FIG. 5a is showing the principle effect of the inventive displacement front through the digester using a displacement liquor at successively higher temperature in 7 stages during complete filling of the digester; and

FIG. 5b is showing an optional circulation phase that may be implemented after FIG. 4a in order to absorb some of heat value still contained in the digester content.

DETAILED DESCRIPTION OF THE INVENTION

The description will be made using the schematic layout shown in FIG. 1 which only discloses the essential components for the system used necessary to implement the present invention in a white liquor displacement phase. In a full commercial plant is also additional equipment added for performing the kraft cook and heat recovery after cook, for example using warm and hot black liquor accumulators.

Only one digester is shown but typically a number of digesters are used that operate in sequence and thus in different phases of the cook. If for example 5 digesters are operated the first digester is started and then the remaining digesters are started at some time interval which time interval may correspond to ⅕ of the total cooking cycle time for one digester. Cooked pulp may then be blow to a blow tank at regular intervals, and the process liquids stored in accumulators and atmospheric tanks may be used in another digester minimizing inactive dwell time for the liquids used. The piping system is simplified showing only one liquid addition point for WL, Wash filtrate, LP_ and MP-steam but in a real system are individual piping connected to the inlet point of the digester.

During the white liquor displacement phase is white liquor used that typically is obtained from the caustization. This white liquor conventionally has a temperature of about 90° C. as it has been stored in atmospheric tanks. The white liquor is heated before supply to the hot white liquor accumulator in at least one heat exchanger HE2P, using hotter process liquors or steam as heating medium. The content of the hot white liquor accumulator is also heated in a circulation containing an additional heat exchanger HE2C, using hotter process liquors or steam as heating medium. The heating is performed until the entire accumulator content has reached the intended temperature which in the figure may lie at some 150° C. lif the total digester volume is about 300 m3, the total free volume inside a digester filled with comminuted chips is about 200 m3, so the accumulator needs a size of 200 m3 to store this volume for a full displacement phase.

In FIG. 2a is shown the principle heating effect from exothermic reactions during a conventional displacement front through the digester using a hot white liquor pad at a temperature of 150° C. In this example a drained digester is shown with a digester content of comminuted chips after a heated treatment in form of a prehydrolysis conducted at 170° C. In a first stage, first left hand figure, of the displacement phase is the inlet cone part filled with a volume of white liquor holding 150° C. when added. In a second stage, second figure from left, of the displacement phase is the inlet cone part filled with a volume of hot black liquor holding 130° C. when added, pushing the hot white liquor pad WLP upwardly. During this displacement will exothermic heat be released as alkali is consumed when the upper level of the white liquor pad neutralizes the acidic digester content but now heated to a higher temperature due to exothermic reactions. The heating effect due to exothermic reactions is in the range 0.138-0.206 GJ/odt of wood.

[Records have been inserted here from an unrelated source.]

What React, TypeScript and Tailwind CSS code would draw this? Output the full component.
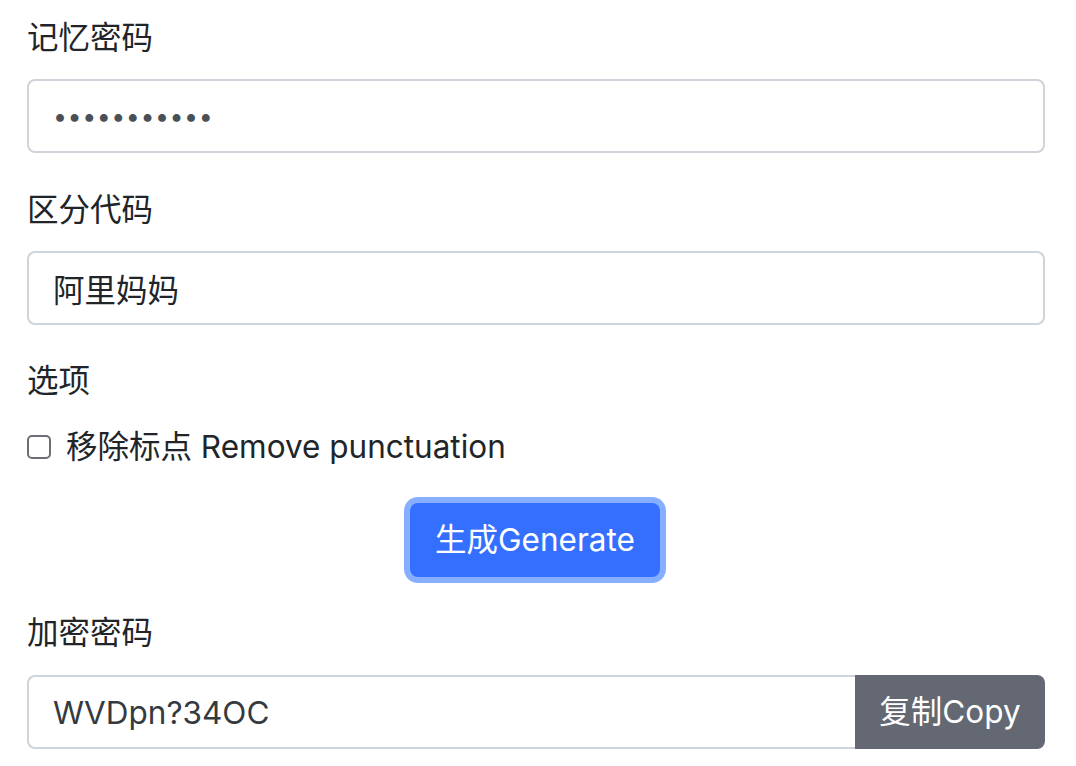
import { useState } from 'react';

const font = { fontFamily: 'Inter, "Noto Sans CJK SC", sans-serif' };

export default function App() {
  const [strip, setStrip] = useState(false);

  return (
    <div className="w-[1076px] h-[766px] bg-white text-[#212529] overflow-hidden" style={font}>
      <div className="ml-[27px] w-[1018px] pt-[15px] text-[31.5px]">
        {/* 记忆密码 */}
        <label className="block h-[46px] leading-[46px] mb-[18px]">记忆密码</label>
        <input
          type="password"
          readOnly
          defaultValue="abcdefghijk"
          className="block w-full h-[74px] px-[24px] border-2 border-[#ced4da] rounded-[8px] text-[25px] text-[#495057] tracking-[0.5px] outline-none"
        />

        {/* 区分代码 */}
        <label className="block h-[46px] leading-[46px] mt-[34px] mb-[18px]">区分代码</label>
        <input
          type="text"
          readOnly
          defaultValue="阿里妈妈"
          className="block w-full h-[74px] px-[24px] border-2 border-[#ced4da] rounded-[8px] text-[31.5px] text-[#212529] outline-none"
        />

        {/* 选项 */}
        <div className="h-[46px] leading-[46px] mt-[33px]">选项</div>
        <label
          className="flex items-center gap-[15px] h-[46px] mt-[20px] cursor-pointer"
          onClick={() => setStrip(!strip)}
        >
          <span className="w-[24px] h-[24px] border-2 border-[#6b6f74] rounded-[5px] bg-white shrink-0" />
          <span>移除标点 Remove punctuation</span>
        </label>

        <div className="flex justify-center mt-[27px]">
          <div className="p-[6px] rounded-[14px] bg-[#86b0ff] ml-[-2px]">
            <button className="h-[74px] w-[250px] rounded-[8px] bg-[#356fff] text-white text-[31.5px]">
              生成Generate
            </button>
          </div>
        </div>

        {/* 加密密码 */}
        <label className="block h-[46px] leading-[46px] mt-[27px] mb-[19px]">加密密码</label>
        <div className="flex h-[74px]">
          <input
            type="text"
            readOnly
            defaultValue="WVDpn?34OC"
            className="flex-1 min-w-0 h-full px-[24px] border-2 border-r-0 border-[#ced4da] rounded-l-[8px] text-[31.5px] text-[#343a40] outline-none"
          />
          <button className="w-[190px] h-full rounded-r-[8px] bg-[#636872] text-white text-[31.5px]">
            复制Copy
          </button>
        </div>
      </div>
    </div>
  );
}
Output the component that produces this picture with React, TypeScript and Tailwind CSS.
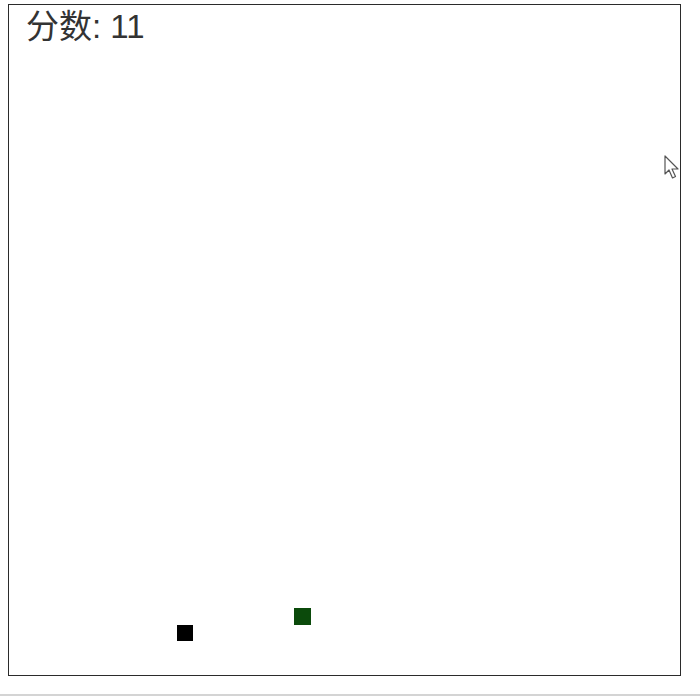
export default function App() {
  return (
    <div className="w-[700px] h-[697px] bg-white overflow-hidden flex flex-col" style={{ fontFamily: '"Liberation Sans", "Noto Sans CJK SC", sans-serif' }}>
      <div className="pl-2 pt-1">
        {/* game board */}
        <div className="relative w-[673px] h-[672px] border-[1.5px] border-[#2b2b2b]">
          <div className="pl-[17px] pt-[5px] text-[33px] leading-[33px] text-[#333]">分数: 11</div>
          <div className="absolute left-[168px] top-[620px] w-[16px] h-[16px] bg-black" />
          <div className="absolute left-[285px] top-[603px] w-[17px] h-[17px] bg-[#0b4a0b]" />
          <svg className="absolute left-[655px] top-[150px]" width="16" height="26" viewBox="0 0 16 26">
            <path d="M1 1 L1 19 L5 15 L8.5 23 L11.5 21.5 L8 14 L14 14 Z" fill="white" stroke="#555" strokeWidth="1.2" strokeLinejoin="round" />
          </svg>
        </div>
      </div>
      <div className="mt-[18px] h-[2px] bg-[#d4d4d4]" />
    </div>
  );
}
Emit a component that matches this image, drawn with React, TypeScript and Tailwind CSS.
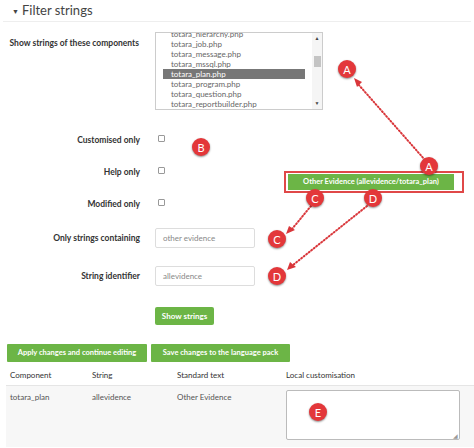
import React from 'react';

const components = [
  'totara_hierarchy.php',
  'totara_job.php',
  'totara_message.php',
  'totara_mssql.php',
  'totara_plan.php',
  'totara_program.php',
  'totara_question.php',
  'totara_reportbuilder.php',
];

const Callout: React.FC<{ letter: string; x: number; y: number }> = ({ letter, x, y }) => (
  <div
    className="absolute w-[18px] h-[18px] rounded-full bg-[#e3373a] text-white flex items-center justify-center text-[11px] leading-none shadow-[0_1px_2px_rgba(0,0,0,0.45)]"
    style={{ left: x - 9, top: y - 9 }}
  >
    {letter}
  </div>
);

const FormRow: React.FC<{ label: string; className?: string; children: React.ReactNode }> = ({
  label,
  className = '',
  children,
}) => (
  <div className={`flex items-center ${className}`}>
    <div className="w-[140px] text-right font-bold text-[8.5px] text-[#333] shrink-0">{label}</div>
    <div className="ml-[15px] flex items-center">{children}</div>
  </div>
);

const Checkbox = () => (
  <div className="w-[7px] h-[7px] border border-[#999] rounded-[1px] bg-white -mt-[4px] ml-[3px]" />
);

const App: React.FC = () => {
  return (
    <div className="relative w-[474px] h-[448px] bg-white overflow-hidden font-['Lato',sans-serif] text-[#333]">
      {/* Header */}
      <div className="h-[22px] flex items-center pl-[9px] border-b border-[#eee] mx-[3px]">
        <span className="text-[7px] text-[#444] mr-[3px] mt-[1px]">▼</span>
        <span className="text-[13px] text-[#444]">Filter strings</span>
      </div>

      {/* Components select */}
      <div className="flex items-start mt-[10px]">
        <div className="w-[140px] text-right font-bold text-[8.5px] text-[#333] pt-[5px] pr-[1px]">
          Show strings of these components
        </div>
        <div className="ml-[15px] w-[168px] h-[78px] border border-[#ccc] bg-white flex overflow-hidden">
          <div className="flex-1 pl-[7px] pr-[7px] -mt-[4px]">
            {components.map((c) => (
              <div
                key={c}
                className={`h-[10px] leading-[10px] text-[8px] pl-[8px] whitespace-nowrap ${
                  c === 'totara_plan.php' ? 'bg-[#777] text-white' : 'text-[#666]'
                }`}
              >
                {c}
              </div>
            ))}
          </div>
          <div className="w-[10px] bg-[#f5f5f5] flex flex-col items-center justify-between py-[3px]">
            <span className="text-[5px] text-[#444] leading-none">▲</span>
            <div className="w-[7px] h-[11px] bg-[#c4c4c4] mt-[15px]" />
            <div className="flex-1" />
            <span className="text-[5px] text-[#444] leading-none">▼</span>
          </div>
        </div>
      </div>

      {/* Checkboxes */}
      <FormRow label="Customised only" className="h-[32px] mt-[14px]">
        <Checkbox />
      </FormRow>
      <FormRow label="Help only" className="h-[32px]">
        <Checkbox />
      </FormRow>
      <FormRow label="Modified only" className="h-[32px]">
        <Checkbox />
      </FormRow>

      {/* Text inputs */}
      <FormRow label="Only strings containing" className="h-[20px] mt-[8px]">
        <div className="w-[100px] h-[20px] border border-[#ddd] rounded-[2px] flex items-center pl-[7px] text-[8px] text-[#888]">
          other evidence
        </div>
      </FormRow>
      <FormRow label="String identifier" className="h-[20px] mt-[18px]">
        <div className="w-[100px] h-[20px] border border-[#ddd] rounded-[2px] flex items-center pl-[7px] text-[8px] text-[#888]">
          allevidence
        </div>
      </FormRow>

      <div className="flex ml-[155px] mt-[21px]">
        <button className="w-[59px] h-[18px] bg-[#6cb546] text-white font-bold text-[8px] rounded-[2px]">
          Show strings
        </button>
      </div>

      {/* Action buttons */}
      <div className="flex gap-[4px] ml-[7px] mt-[19px]">
        <button className="w-[140px] h-[18px] bg-[#6cb546] text-white font-bold text-[7.5px] rounded-[1px]">
          Apply changes and continue editing
        </button>
        <button className="w-[139px] h-[18px] bg-[#6cb546] text-white font-bold text-[7.5px] rounded-[1px]">
          Save changes to the language pack
        </button>
      </div>

      {/* Table */}
      <div className="ml-[6px] mt-[3px]">
        <div className="flex h-[21px] items-center text-[8px] text-[#333] border-b border-[#e5e5e5]">
          <div className="w-[86px] pl-[4px]">Component</div>
          <div className="w-[85px]">String</div>
          <div className="w-[109px]">Standard text</div>
          <div>Local customisation</div>
        </div>
        <div className="flex bg-[#f7f7f7] h-[61px] text-[8px] text-[#555]">
          <div className="w-[86px] pl-[4px] pt-[5px]">totara_plan</div>
          <div className="w-[85px] pt-[5px]">allevidence</div>
          <div className="w-[109px] pt-[5px]">Other Evidence</div>
          <div className="pt-[4px]">
            <div className="relative w-[174px] h-[50px] bg-white border border-[#bbb] rounded-[2px]">
              <span className="absolute right-[1px] bottom-0 text-[6px] text-[#999] leading-none">◢</span>
            </div>
          </div>
        </div>
      </div>

      {/* Annotation overlay */}
      <div className="absolute left-[284px] top-[171px] w-[180px] h-[22px] border-[2px] border-[#e04848] bg-white">
        <div className="mt-[1px] ml-[2px] w-[166px] h-[16px] bg-[#6cb546] text-white font-bold text-[7.5px] flex items-center justify-center">
          Other Evidence (allevidence/totara_plan)
        </div>
      </div>

      <svg className="absolute left-0 top-0" width={474} height={448}>
        <g stroke="#d9363a" strokeWidth={2} strokeDasharray="1 2.2" strokeLinecap="round" fill="none">
          <line x1={425} y1={160} x2={358} y2={84} />
          <line x1={311} y1={206} x2={292} y2={229} />
          <line x1={367} y1={206} x2={293} y2={265} />
        </g>
        <g fill="#d9363a">
          <polygon points="354,78 362,82 357,87" />
          <polygon points="286,234 289,226 295,230" />
          <polygon points="287,270 290,262 296,267" />
        </g>
      </svg>

      <Callout letter="A" x={347} y={69} />
      <Callout letter="A" x={429} y={166} />
      <Callout letter="B" x={201} y={147} />
      <Callout letter="C" x={315} y={198} />
      <Callout letter="D" x={373} y={198} />
      <Callout letter="C" x={277} y={239} />
      <Callout letter="D" x={277} y={276} />
      <Callout letter="E" x={318} y={412} />
    </div>
  );
};

export default App;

This continues in stages until the entire digester is filled with displacement liquor, and as a result of the heating from the exothermic reaction is a temperature profile established over the height of the digester, with a temperature of the free liquor close to the hydrolysis temperature, i.e. close to 170° C. in top but close to 130° C. in bottom. Now, the digester content in bottom has been flushed by 130° C. wash liquor during the entire displacement and is very close to 130° C. But the digester content in top has only been drenched by heated white liquor with most of the alkali content consumed during neutralization. As a result the hydrolysis is ended much sooner in bottom of digester, as the temperature has been lowered to 130° C. at an early stage and alkali has been present, while the digester content in the top is subjected to extended hydrolysis, as the criteria's for ending the hydrolysis, lowering of temperature and change to alkaline conditions has not been fulfilled.

This temperature profile may be even out by a circulation as shown in FIG. 2b , which starts from a condition corresponding to the rightmost hand figure in FIG. 2a , where a pump starts to withdraw liquor from mid-point liquid exchange position and return this liquor to both top and bottom. This will result in some heating in bottom and cooling in top and ideally the entire content of the digester assumes a temperature lying in-between the hot black liquor temperature and the hydrolysis temperature at end of circulation, as disclosed in the right hand figure.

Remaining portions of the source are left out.